The first thing most people think of when they think of a chameleon is the fact that these animals can change their skin color. This article explores the question of how this color change works and what it is actually good for.
How does the chameleon color change work?
The so-called chromatophores, specialized optical skin cells, are responsible for the color change. They lie under the outermost skin layer (epidermis) in layers on top of each other in the dermis. Melanophores are responsible for dark blue and black colors, xanthophores for yellow and orange pigments, erythrophores for red pigments and guanophores for silvery shining pigments. In chameleons, however, there are also cells that do not require any pigments to give the skin a different color.

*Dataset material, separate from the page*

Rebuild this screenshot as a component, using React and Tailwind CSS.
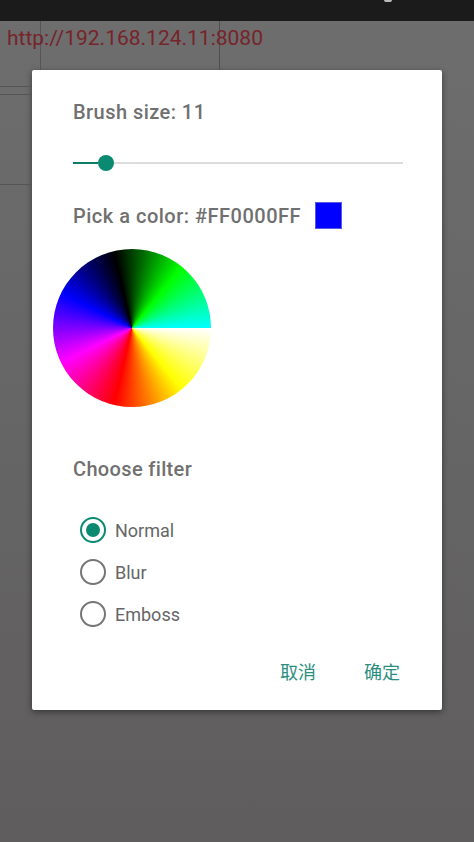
import React from 'react';

const sans = "font-['Roboto','Noto_Sans_CJK_SC',sans-serif]";

// Filter option row
const FilterOption = ({ label, checked }) => (
  <div className="flex h-[42px] items-center pl-[7px]">
    <span
      className={`flex size-[26px] items-center justify-center rounded-full border-2 ${
        checked ? 'border-[#0b8a72]' : 'border-[#757575]'
      }`}
    >
      {checked && <span className="size-[14px] rounded-full bg-[#0b8a72]" />}
    </span>
    <span className="ml-[9px] text-[18px] text-[#666]">{label}</span>
  </div>
);

const App = () => {
  return (
    <div className={`relative flex h-[842px] w-[474px] flex-col overflow-hidden bg-gradient-to-b from-[#6e6e6e] to-[#5f5d5d] ${sans}`}>
      {/* Status bar */}
      <div className="relative h-[21px] shrink-0 bg-[#1b1b1b]">
        <span className="absolute left-[384px] top-0 h-[2px] w-[8px] rounded-b-sm bg-[#bbb]" />
      </div>

      {/* Dimmed canvas behind the dialog */}
      <div className="absolute left-[40px] top-[21px] h-[49px] w-px bg-[#555]" />
      <div className="absolute left-[219px] top-[21px] h-[49px] w-px bg-[#4f4f4f]" />
      <div className="absolute left-0 top-[86px] h-[9px] w-[32px] border-y border-[#555]" />
      <div className="absolute left-0 top-[95px] h-[90px] w-[32px] border-b border-[#555]" />
      <div className="absolute left-[7px] top-[25px] text-[21px] leading-[26px] text-[#76242a]">
        http://192.168.124.11:8080
      </div>

      {/* Dialog */}
      <div className="mx-[32px] mt-[49px] flex h-[640px] flex-col rounded-[2px] bg-white px-[41px] shadow-[0_2px_6px_rgba(0,0,0,0.45)]">
        <p className="mt-[29px] text-[20px] font-medium leading-[26px] tracking-[0.45px] text-[#707070]">Brush size: 11</p>

        {/* Slider */}
        <div className="relative mt-[30px] flex h-[16px] w-[330px] items-center">
          <span className="h-[2px] w-[25px] bg-[#0b7d68]" />
          <span className="size-[16px] rounded-full bg-[#0b8a72]" />
          <span className="h-[2px] flex-1 bg-[#dcdcdc]" />
        </div>

        {/* Colour preview */}
        <div className="mt-[31px] flex h-[28px] items-center">
          <p className="text-[20px] font-medium tracking-[0.5px] text-[#707070]">Pick a color: #FF0000FF</p>
          <span className="mb-[2px] ml-[14px] size-[27px] border border-[#5a5ae0] bg-[#0000ff]" />
        </div>

        {/* Colour wheel */}
        <div className="-ml-[20px] mt-[19px] size-[158px] rounded-full bg-[conic-gradient(from_90deg,#ffffff,#ffff00_51deg,#ff0000_103deg,#ff00ff_154deg,#0000ff_206deg,#000000_257deg,#00ff00_309deg,#00ffff_360deg)]" />

        <p className="mt-[49px] text-[20px] font-medium leading-[26px] tracking-[0.35px] text-[#707070]">Choose filter</p>

        <div className="mt-[27px]">
          <FilterOption label="Normal" checked />
          <FilterOption label="Blur" />
          <FilterOption label="Emboss" />
        </div>

        {/* Actions */}
        <div className="mt-[25px] flex justify-end gap-[48px] pr-[1px] text-[18px] leading-[26px] text-[#2a8f80]">
          <span>取消</span>
          <span>确定</span>
        </div>
      </div>
    </div>
  );
};

export default App;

They carry out the color change by means of reflection.
Guanine crystals in the S-iridophores layer (S-irid. and d) and in the D-iridophores layer (D-irid. and e) under the epidermis (ep), shown left in the tissue section and right under the transmission electron microscope. At d you can see how close the guanine crystals are arranged in two different skin colors. Graphic from the publication “Photonic crystals cause active color change in chameleons” by Teyssier et al. 2014, licensed under Creative Commons BY 4.0.
There is a superficial layer of S-iridophores and a deep layer of D-iridophores. The iridophores contain guanine crystals, which are the key to color change in chameleons.
In the upper S-iridophores layer, the guanine crystals lie close together and are arranged in a triangular pattern. The guanine crystals can change their distance to each other. They function like a photonic crystal, which can influence the movement of photons (light particles) and thus change the color reflection of the light falling on the skin. The S-iridophores are responsible for the fact that chameleon skin can change from green to yellow or orange.
In the lower D-iridophores layer of the chameleon skin, the guanine crystals are shaped like small bricks and lie rather disordered next to each other. This layer provides reflection in an area close to the infrared, which leads to lower absorption of sunlight. It serves as natural heat protection for the chameleon.
In red chameleons, a large proportion of the iridophores in the skin are replaced by erythrophores. Red chameleon skin cannot change to other colors but can vary between dark and bright red. Blue chameleon skin, on the other hand, can become not only lighter but even white.
The upper S-iridophores layer is only fully present in adult chameleons, which explains why young animals do not yet produce all the coloration of their older fellows. They only have the D-iridophores layer in their skin and still have to fully develop the S-iridophores.
The structure of the chameleon skin in iridophores and the function of guanine crystals was not described until 2014. Previously it was thought that the color change was exclusively caused by the different spread of color pigments. In fact, dispersion and aggregation of pigments are responsible for lighter and darker colors. However, this idea could not satisfactorily explain why chameleons can change their colors from green to yellow within a few seconds. The guanine crystals can do this – they produce so-called structural colors that are not caused by pigments – which only a few years ago unraveled another body function in chameleons. How exactly chameleons can control the guanine crystal networks in their skin has not yet been clarified. What we already know: Every color change happens completely unconsciously. So the chameleon cannot arbitrarily create patterns in its skin.
When does a chameleon change color?
In the past, it was thought that the chameleon’s color change served to better camouflage the animal. Today we know that this is not the case: the chameleon uses its color change of the skin primarily for communication. For example, females ready to mate usually show a completely different coloration than pregnant chameleons in order to signal to potential partners “With me you have no more chance”. Males who want to impress other males or threaten someone are extremely colorful and bright. A threatened or inferior chameleon usually shows a very dark to black coloration.
The color is also used very practically: Chameleons also turn darker in order to capture more sun rays and thus more heat at cooler times of the day. In their sleep, on the other hand, they cool down and become very bright. Sick animals are often also pale in color, but animals in hibernation also usually show less bright colors.
Can chameleons adapt to the color of their background?
Each chameleon species has only a very specific color spectrum. Chameleons cannot change color depending on their background – this is a myth that is still circulated and diligently shared in the social media but is simply wrong. Chameleons can only vary their colors within the species and gender-specific color spectrum. Leaf chameleons have only a very small color spectrum from black to brown to loamy shades, adapted to their habitat just above the ground. Here the color is not only used for communication, but also for camouflage. Other species have very wide color scales from bright red to blue, green, yellow to white like the panther chameleons that live in trees and bushes.
Fluorescence under UV light
Chameleons have bone processes and combs, especially in the head and spine areas, which are almost exclusively covered by thin scales. In these areas, the skin is particularly thin in contrast to the skin on the rest of the body; they form real “windows”. Bones have long been known to fluoresce under UV light. If a UV lamp (“black light”) is held over a chameleon, the fluorescent bones shimmer through in areas of very thin skin. It is assumed that the bizarre patterns, which occur mainly on the head under UV light, serve as color changes for intraspecific communication. Chameleons can probably see in the ultraviolet range and thus perceive patterns that are invisible to the human eye. This would not only make it possible for chameleons to distinguish between different species over long distances, but females could also recognize at a distance which chameleons are particularly suitable as potential partners.